Ada orang yang pernah bertanya padaku tentang bagaimana caranya cepat lepas dari masalah yang dihadapi. Satu yang harus diingat adalah kita terkadang tidak bisa buru-buru melepaskan sesuatu karena konsep melepaskan bukanlah konsep dengan hasil yang pasti. Oleh sebab itu, kita harus melibatkan Tuhan berperan dalam melepaskan. Kita hanya bisa melakukan yang terbaik yang kita bisa untuk mencapai konsep tersebut. Namun pada akhirnya, Tuhanlah yang berperan dalam menentukan apakah kita bisa melepaskan atau tidak, kapan kita melepaskannya. Selama kita punya niat dan menunjukkannya, pasti akan ada jalan untuk kita belajar dan merasakan keindahan dari melepaskan.
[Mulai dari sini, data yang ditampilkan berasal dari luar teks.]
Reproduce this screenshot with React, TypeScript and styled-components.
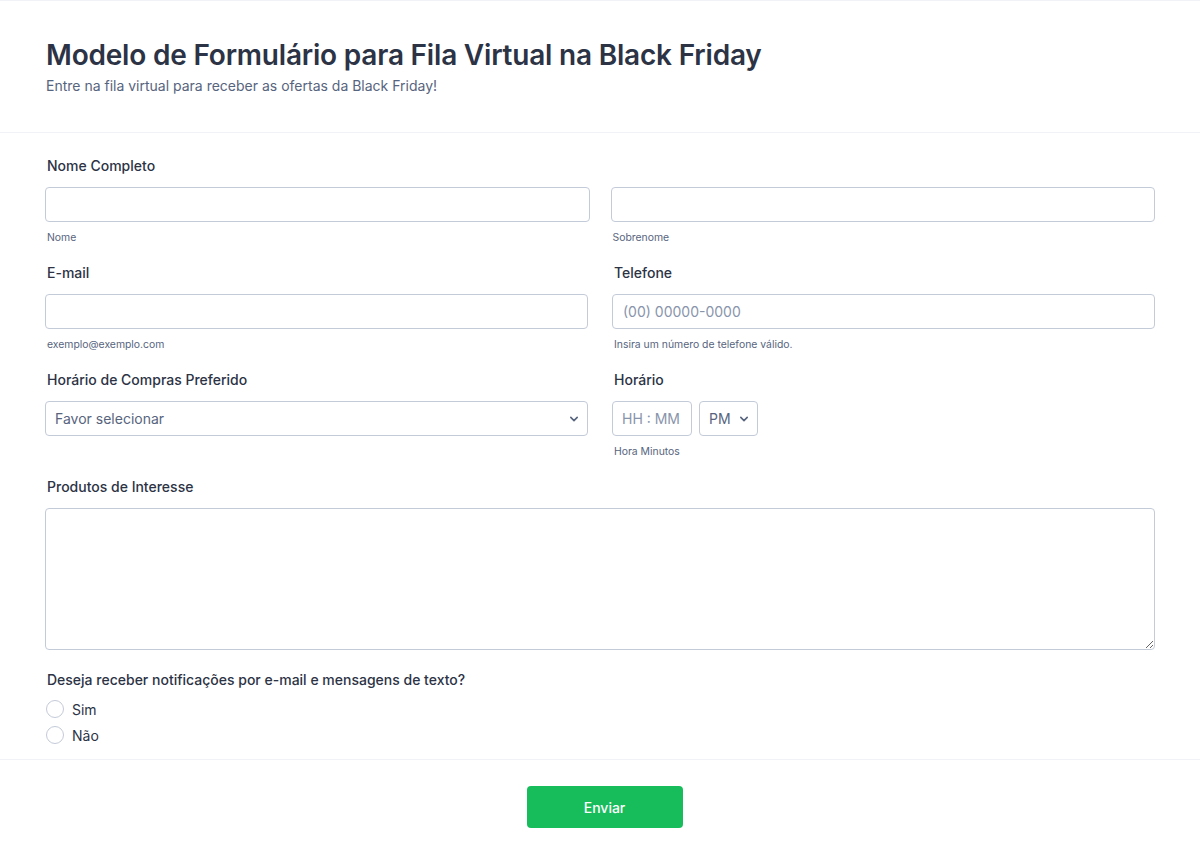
import React, { FC, ReactNode } from 'react'
import styled, { createGlobalStyle } from 'styled-components'

const GlobalStyle = createGlobalStyle`
  html, body {
    margin: 0;
    padding: 0;
    background: #ffffff;
  }
  body {
    font-family: Inter, 'Noto Sans', 'Liberation Sans', sans-serif;
    color: #2c3345;
  }
  * {
    box-sizing: border-box;
  }
`

const Chevron: FC<{ size?: number }> = ({ size = 10 }) => (
  <svg width={size} height={size} viewBox="0 0 10 10" fill="none">
    <path d="M1.8 3.4 L5 6.6 L8.2 3.4" stroke="#57647e" strokeWidth="1.6" strokeLinecap="round" strokeLinejoin="round" />
  </svg>
)

interface FieldProps {
  label?: string
  sublabel?: string
  children: ReactNode
  wide?: boolean
}

const Field: FC<FieldProps> = ({ label, sublabel, children, wide }) => (
  <FieldWrapper wide={wide}>
    {label && <Label>{label}</Label>}
    {children}
    {sublabel && <SubLabel>{sublabel}</SubLabel>}
  </FieldWrapper>
)

export default function App() {
  return (
    <Page>
      <GlobalStyle />
      <Header>
        <Title>Modelo de Formulário para Fila Virtual na Black Friday</Title>
        <Subtitle>Entre na fila virtual para receber as ofertas da Black Friday!</Subtitle>
      </Header>

      <FormBody>
        <FieldWrapper wide>
          <Label>Nome Completo</Label>
          <NameRow>
            <div>
              <TextInput type="text" />
              <SubLabel>Nome</SubLabel>
            </div>
            <div>
              <TextInput type="text" />
              <SubLabel>Sobrenome</SubLabel>
            </div>
          </NameRow>
        </FieldWrapper>

        <Field label="E-mail" sublabel="exemplo@exemplo.com">
          <TextInput type="email" />
        </Field>
        <Field label="Telefone" sublabel="Insira um número de telefone válido.">
          <TextInput type="tel" placeholder="(00) 00000-0000" />
        </Field>

        <Field label="Horário de Compras Preferido">
          <SelectBox>
            <Select defaultValue="">
              <option value="">Favor selecionar</option>
              <option>Manhã</option>
              <option>Tarde</option>
              <option>Noite</option>
            </Select>
            <SelectIcon right={9}>
              <Chevron />
            </SelectIcon>
          </SelectBox>
        </Field>
        <Field label="Horário" sublabel="Hora Minutos">
          <TimeRow>
            <TimeInput type="text" placeholder="HH : MM" />
            <SelectBox width={59}>
              <Select defaultValue="PM">
                <option>AM</option>
                <option>PM</option>
              </Select>
              <SelectIcon right={9}>
                <Chevron />
              </SelectIcon>
            </SelectBox>
          </TimeRow>
        </Field>

        <Field label="Produtos de Interesse" wide>
          <TextArea />
        </Field>

        <FieldWrapper wide>
          <Label>Deseja receber notificações por e-mail e mensagens de texto?</Label>
          <RadioList>
            <RadioRow>
              <RadioCircle type="radio" name="notify" />
              <span>Sim</span>
            </RadioRow>
            <RadioRow>
              <RadioCircle type="radio" name="notify" />
              <span>Não</span>
            </RadioRow>
          </RadioList>
        </FieldWrapper>
      </FormBody>

      <Footer>
        <SubmitButton type="button">Enviar</SubmitButton>
      </Footer>
    </Page>
  )
}

const Page = styled.div`
  width: 1200px;
  min-height: 862px;
  border-top: 1px solid #f1f2f8;
  background: #ffffff;
`

const Header = styled.header`
  padding: 37px 45px 36px 46px;
  border-bottom: 1px solid #f1f2f8;
`

const Title = styled.h1`
  margin: 0;
  font-size: 28px;
  line-height: 34px;
  font-weight: 600;
  color: #2c3345;
  letter-spacing: -0.2px;
`

const Subtitle = styled.p`
  margin: 4px 0 0;
  font-size: 14px;
  line-height: 20px;
  color: #57647e;
`

const FormBody = styled.div`
  display: grid;
  grid-template-columns: 1fr 1fr;
  column-gap: 24px;
  row-gap: 17px;
  padding: 23px 45px 11px;
`

const FieldWrapper = styled.div<{ wide?: boolean }>`
  grid-column: ${({ wide }) => (wide ? '1 / -1' : 'auto')};
  min-width: 0;
`

const NameRow = styled.div`
  display: grid;
  grid-template-columns: 1fr 1fr;
  column-gap: 21px;
`

const Label = styled.label`
  display: block;
  padding-left: 2px;
  margin-bottom: 11px;
  font-size: 14px;
  line-height: 20px;
  font-weight: 500;
  color: #2c3345;
`

const SubLabel = styled.span`
  display: block;
  margin-top: 8px;
  padding-left: 2px;
  font-size: 10.4px;
  line-height: 16px;
  color: #57647e;
`

const TextInput = styled.input`
  display: block;
  width: 100%;
  height: 35px;
  padding: 0 10px;
  border: 1px solid #c3cad8;
  border-radius: 4px;
  background: #ffffff;
  font-family: inherit;
  font-size: 14px;
  color: #2c3345;
  outline: none;

  &::placeholder {
    color: #8894ab;
  }
`

const TimeRow = styled.div`
  display: flex;
  gap: 7px;
`

const TimeInput = styled(TextInput)`
  width: 80px;
  padding: 0 9px;
`

const SelectBox = styled.div<{ width?: number }>`
  position: relative;
  width: ${({ width }) => (width ? `${width}px` : '100%')};
`

const Select = styled.select`
  display: block;
  width: 100%;
  height: 35px;
  padding: 0 9px;
  border: 1px solid #c3cad8;
  border-radius: 4px;
  background: #ffffff;
  font-family: inherit;
  font-size: 14px;
  color: #57647e;
  appearance: none;
  outline: none;
`

const SelectIcon = styled.span<{ right: number }>`
  position: absolute;
  top: 50%;
  right: ${({ right }) => right}px;
  transform: translateY(-50%);
  display: flex;
  pointer-events: none;
`

const TextArea = styled.textarea`
  display: block;
  width: 100%;
  height: 142px;
  margin-bottom: 3px;
  padding: 8px 10px;
  border: 1px solid #c3cad8;
  border-radius: 4px;
  font-family: inherit;
  font-size: 14px;
  color: #2c3345;
  outline: none;
`

const RadioList = styled.div`
  display: flex;
  flex-direction: column;
  margin-top: -5px;
`

const RadioRow = styled.label`
  display: flex;
  align-items: center;
  gap: 8px;
  height: 26px;
  font-size: 14px;
  color: #2c3345;
`

const RadioCircle = styled.input`
  appearance: none;
  margin: 0 0 0 1px;
  width: 18px;
  height: 18px;
  border: 1px solid #c3cad8;
  border-radius: 50%;
  background: #ffffff;
`

const Footer = styled.footer`
  display: flex;
  justify-content: center;
  padding: 26px 0 34px 9px;
  border-top: 1px solid #f1f2f8;
`

const SubmitButton = styled.button`
  width: 156px;
  height: 42px;
  border: none;
  border-radius: 4px;
  background: #18bd5b;
  color: #ffffff;
  font-family: inherit;
  font-size: 14px;
  font-weight: 500;
  cursor: pointer;
`
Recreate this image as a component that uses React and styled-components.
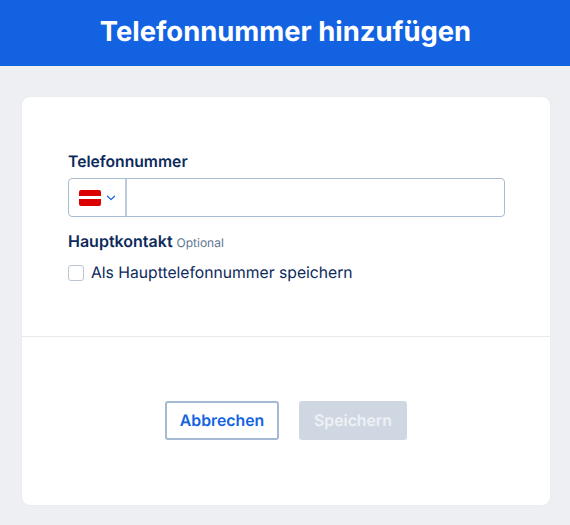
import React from "react";
import styled, { createGlobalStyle } from "styled-components";

const Global = createGlobalStyle`
  html, body { margin: 0; padding: 0; background: #edeff3; }
  body { font-family: Inter, "Liberation Sans", sans-serif; text-rendering: geometricPrecision; }
  * { box-sizing: border-box; }
`;

const Page = styled.div`
  width: 570px;
  height: 525px;
  overflow: hidden;
  background: #edeff3;
`;

const Header = styled.header`
  height: 66px;
  background: #1262e2;
  display: flex;
  align-items: center;
  justify-content: center;
`;

const Title = styled.h1`
  margin: 0 0 4px 1px;
  color: #fff;
  font-size: 27.4px;
  font-weight: 700;
  line-height: 32px;
`;

const Card = styled.main`
  margin: 31px 20px 0 22px;
  height: 408px;
  background: #fff;
  border-radius: 8px;
  box-shadow: 0 0 2px rgba(20, 40, 80, 0.06);
  display: flex;
  flex-direction: column;
`;

const Form = styled.section`
  height: 240px;
  padding: 55px 45px 0 46px;
  border-bottom: 1px solid #e6e9ee;
  display: flex;
  flex-direction: column;
`;

const Label = styled.div`
  color: #0c2a5b;
  font-size: ${p => p.$size}px;
  font-weight: 600;
  line-height: 20px;
`;

const PhoneField = styled.div`
  margin-top: 6px;
  height: 39px;
  display: flex;
  border: 1px solid #a9bbd0;
  border-radius: 4px;
`;

const CountryButton = styled.div`
  width: 58px;
  border-right: 2px solid #bccbdc;
  display: flex;
  align-items: center;
  padding-left: 10px;
  gap: 5px;
`;

const Flag = styled.div`
  width: 22px;
  height: 16px;
  border-radius: 2px;
  overflow: hidden;
  display: flex;
  flex-direction: column;
  background: #fff;
  justify-content: space-between;
`;

const Stripe = styled.div`
  height: 6.5px;
  background: #dd0000;
`;

const PhoneInput = styled.div`
  flex: 1;
`;

const ContactRow = styled.div`
  margin-top: 14px;
  display: flex;
  align-items: baseline;
  gap: 4px;
`;

const Optional = styled.span`
  color: #5f7691;
  font-size: 12px;
  line-height: 16px;
`;

const CheckRow = styled.label`
  margin-top: 11px;
  display: flex;
  align-items: center;
  gap: 7px;
  color: #0c2a5b;
  font-size: 15.7px;
  line-height: 22px;
`;

const Box = styled.span`
  width: 16px;
  height: 16px;
  border: 1.5px solid #bcc6d2;
  border-radius: 3px;
  background: #fff;
`;

const Actions = styled.footer`
  padding-top: 65px;
  display: flex;
  justify-content: center;
  gap: 20px;
`;

const Button = styled.div`
  height: 39px;
  width: ${p => p.$width}px;
  margin-top: -1px;
  display: flex;
  align-items: center;
  justify-content: center;
  border-radius: 3px;
  font-size: 15.8px;
  font-weight: 600;
  color: ${p => (p.$disabled ? "#eef1f5" : "#1262e2")};
  background: ${p => (p.$disabled ? "#cfd8e2" : "#fff")};
  border: ${p => (p.$disabled ? "none" : "2px solid #a5b9d2")};
`;

export default function App() {
  return (
    <Page>
      <Global />
      <Header><Title>Telefonnummer hinzufügen</Title></Header>
      <Card>
        <Form>
          <Label $size={15.7}>Telefonnummer</Label>
          <PhoneField>
            <CountryButton>
              <Flag><Stripe /><Stripe /></Flag>
              <svg width="10" height="6" viewBox="0 0 10 6" fill="none">
                <path d="M1.5 1.2 5 4.6l3.5-3.4" stroke="#1262e2" strokeWidth="1.2" strokeLinecap="round" strokeLinejoin="round" />
              </svg>
            </CountryButton>
            <PhoneInput />
          </PhoneField>
          <ContactRow>
            <Label $size={16}>Hauptkontakt</Label>
            <Optional>Optional</Optional>
          </ContactRow>
          <CheckRow><Box />Als Haupttelefonnummer speichern</CheckRow>
        </Form>
        <Actions>
          <Button $width={114}>Abbrechen</Button>
          <Button $width={108} $disabled>Speichern</Button>
        </Actions>
      </Card>
    </Page>
  );
}
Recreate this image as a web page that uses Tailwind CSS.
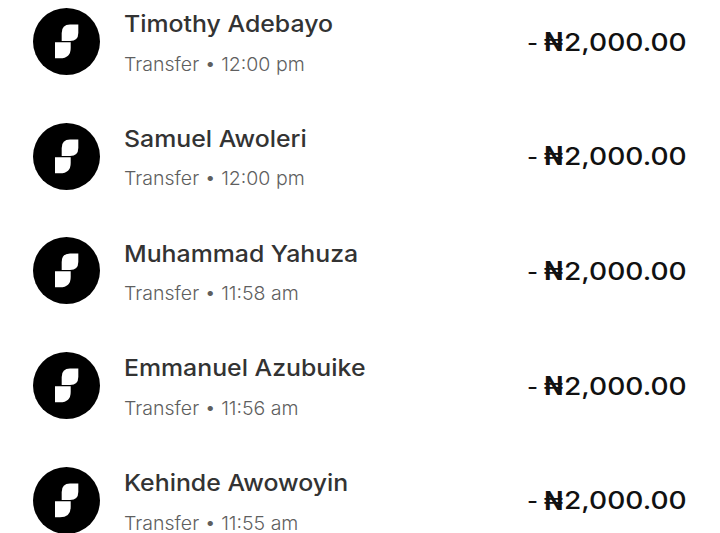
<!DOCTYPE html>
<html><head><meta charset="utf-8"><script src="https://cdn.jsdelivr.net/npm/@tailwindcss/browser@4"></script></head>
<body class="bg-white overflow-hidden">
<div class="w-[720px] h-[533px] overflow-hidden flex flex-col gap-[47.7px] pt-2 pl-[33px] pr-[33px] font-['Inter',sans-serif]">

<div class="flex items-center h-[67px] shrink-0">
<svg class="w-[67px] h-[67px] shrink-0" viewBox="0 0 67 67"><circle cx="33.5" cy="33.5" r="33.5" fill="#000"/><path d="M45.300 16.500H37Q28.700 16.500 28.700 25V33H37Q45.300 33 45.300 25Z" fill="#fff"/><path d="M22 34.300H37.700V40Q37.700 50.300 27 50.300H22Z" fill="#fff"/></svg>
<div class="ml-6 mt-[5px] flex flex-col gap-[13.5px] flex-1"><div class="text-[23px] leading-[26px] font-medium text-[#333] origin-left scale-x-[1.08]">Timothy Adebayo</div><div class="text-[18.5px] leading-[26px] font-light text-[#5f5f5f] origin-left scale-x-[1.055]">Transfer • 12:00 pm</div></div>
<div class="flex items-center mt-[2px] text-[24px] font-medium text-[#111]"><span class="mr-[6px] font-normal">-</span><span class="font-bold text-[25px] mr-[1px]">₦</span><span class="origin-left scale-x-[1.17] w-[123px]">2,000.00</span></div>
</div>

<div class="flex items-center h-[67px] shrink-0">
<svg class="w-[67px] h-[67px] shrink-0" viewBox="0 0 67 67"><circle cx="33.5" cy="33.5" r="33.5" fill="#000"/><path d="M45.300 16.500H37Q28.700 16.500 28.700 25V33H37Q45.300 33 45.300 25Z" fill="#fff"/><path d="M22 34.300H37.700V40Q37.700 50.300 27 50.300H22Z" fill="#fff"/></svg>
<div class="ml-6 mt-[5px] flex flex-col gap-[13.5px] flex-1"><div class="text-[23px] leading-[26px] font-medium text-[#333] origin-left scale-x-[1.08]">Samuel Awoleri</div><div class="text-[18.5px] leading-[26px] font-light text-[#5f5f5f] origin-left scale-x-[1.055]">Transfer • 12:00 pm</div></div>
<div class="flex items-center mt-[2px] text-[24px] font-medium text-[#111]"><span class="mr-[6px] font-normal">-</span><span class="font-bold text-[25px] mr-[1px]">₦</span><span class="origin-left scale-x-[1.17] w-[123px]">2,000.00</span></div>
</div>

<div class="flex items-center h-[67px] shrink-0">
<svg class="w-[67px] h-[67px] shrink-0" viewBox="0 0 67 67"><circle cx="33.5" cy="33.5" r="33.5" fill="#000"/><path d="M45.300 16.500H37Q28.700 16.500 28.700 25V33H37Q45.300 33 45.300 25Z" fill="#fff"/><path d="M22 34.300H37.700V40Q37.700 50.300 27 50.300H22Z" fill="#fff"/></svg>
<div class="ml-6 mt-[5px] flex flex-col gap-[13.5px] flex-1"><div class="text-[23px] leading-[26px] font-medium text-[#333] origin-left scale-x-[1.08]">Muhammad Yahuza</div><div class="text-[18.5px] leading-[26px] font-light text-[#5f5f5f] origin-left scale-x-[1.055]">Transfer • 11:58 am</div></div>
<div class="flex items-center mt-[2px] text-[24px] font-medium text-[#111]"><span class="mr-[6px] font-normal">-</span><span class="font-bold text-[25px] mr-[1px]">₦</span><span class="origin-left scale-x-[1.17] w-[123px]">2,000.00</span></div>
</div>

<div class="flex items-center h-[67px] shrink-0">
<svg class="w-[67px] h-[67px] shrink-0" viewBox="0 0 67 67"><circle cx="33.5" cy="33.5" r="33.5" fill="#000"/><path d="M45.300 16.500H37Q28.700 16.500 28.700 25V33H37Q45.300 33 45.300 25Z" fill="#fff"/><path d="M22 34.300H37.700V40Q37.700 50.300 27 50.300H22Z" fill="#fff"/></svg>
<div class="ml-6 mt-[5px] flex flex-col gap-[13.5px] flex-1"><div class="text-[23px] leading-[26px] font-medium text-[#333] origin-left scale-x-[1.08]">Emmanuel Azubuike</div><div class="text-[18.5px] leading-[26px] font-light text-[#5f5f5f] origin-left scale-x-[1.055]">Transfer • 11:56 am</div></div>
<div class="flex items-center mt-[2px] text-[24px] font-medium text-[#111]"><span class="mr-[6px] font-normal">-</span><span class="font-bold text-[25px] mr-[1px]">₦</span><span class="origin-left scale-x-[1.17] w-[123px]">2,000.00</span></div>
</div>

<div class="flex items-center h-[67px] shrink-0">
<svg class="w-[67px] h-[67px] shrink-0" viewBox="0 0 67 67"><circle cx="33.5" cy="33.5" r="33.5" fill="#000"/><path d="M45.300 16.500H37Q28.700 16.500 28.700 25V33H37Q45.300 33 45.300 25Z" fill="#fff"/><path d="M22 34.300H37.700V40Q37.700 50.300 27 50.300H22Z" fill="#fff"/></svg>
<div class="ml-6 mt-[5px] flex flex-col gap-[13.5px] flex-1"><div class="text-[23px] leading-[26px] font-medium text-[#333] origin-left scale-x-[1.08]">Kehinde Awowoyin</div><div class="text-[18.5px] leading-[26px] font-light text-[#5f5f5f] origin-left scale-x-[1.055]">Transfer • 11:55 am</div></div>
<div class="flex items-center mt-[2px] text-[24px] font-medium text-[#111]"><span class="mr-[6px] font-normal">-</span><span class="font-bold text-[25px] mr-[1px]">₦</span><span class="origin-left scale-x-[1.17] w-[123px]">2,000.00</span></div>
</div>

</div>
</body></html>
Tuhanlah yang berperan dalam menentukan apakah kita bisa melepaskan atau tidak, kapan kita melepaskannya.
Dalam proses belajar melepaskan, aku juga belajar banyak tentang merasa cukup di mana rasa cukup sangatlah subjektif bagi setiap orang. Bahkan hal baik yang kita lakukan saja sebenarnya harus ada kata cukup. Contohnya ketika kita sedang belajar self-healing. Kalau kita terus-terusan memelajari hal baru tentang self-healing, kita bisa kewalahan nantinya. Jadi menurutku, rasa cukup sebenarnya ibarat kita mengosongkan gelas setiap harinya. Setiap kali kita sudah merasa cukup akan sesuatu berarti kita siap untuk mengosongkannya lalu mengisinya lagi esok hari. Jangan sampai yang tadinya kita berproses untuk memulihkan diri sendiri malah jadi membuat kita menyiksa diri sendiri tanpa kita sadar.
Aku meyakini bahwa kita tidak akan pernah merasa dicukupkan dengan apa yang ada di sekitar kalau kita tidak merasa cukup dengan diri sendiri. Semua orang tidak akan pernah bisa mencukupi apa yang diperlukan sebab yang paling bisa mencukupi rasa cukup adalah diri kita sendiri. Kalau kita masih terus merasa orang di sekitar tidak cukup menyayangi, terus mempertanyakan, “Kok dia gini ya, kok dia kurang gini ya?’”, ini berarti kita sebenarnya kurang menyayangi diri sendiri. Yang bisa mencukupi dan menghargai diri kita adalah diri sendiri. Walaupun memang tidak semudah yang terucap, tapi ketika aku sedang berada dalam situasi paling damai, itulah yang aku rasakan. Ternyata, saat aku sedang merasa dikecewakan oleh orang lain, mungkin masalahnya bukan tentang orang itu. Mungkin masalahnya adalah aku masih punya rasa kecewa dalam diri yang belum dipulihkan. Atau bisa jadi aku kecewa pada diri sendiri sebab tidak bisa menyayangi diri sebaik-baiknya.
Aku meyakini bahwa kita tidak akan pernah merasa dicukupkan dengan apa yang ada di sekitar kalau kita tidak merasa cukup dengan diri sendiri.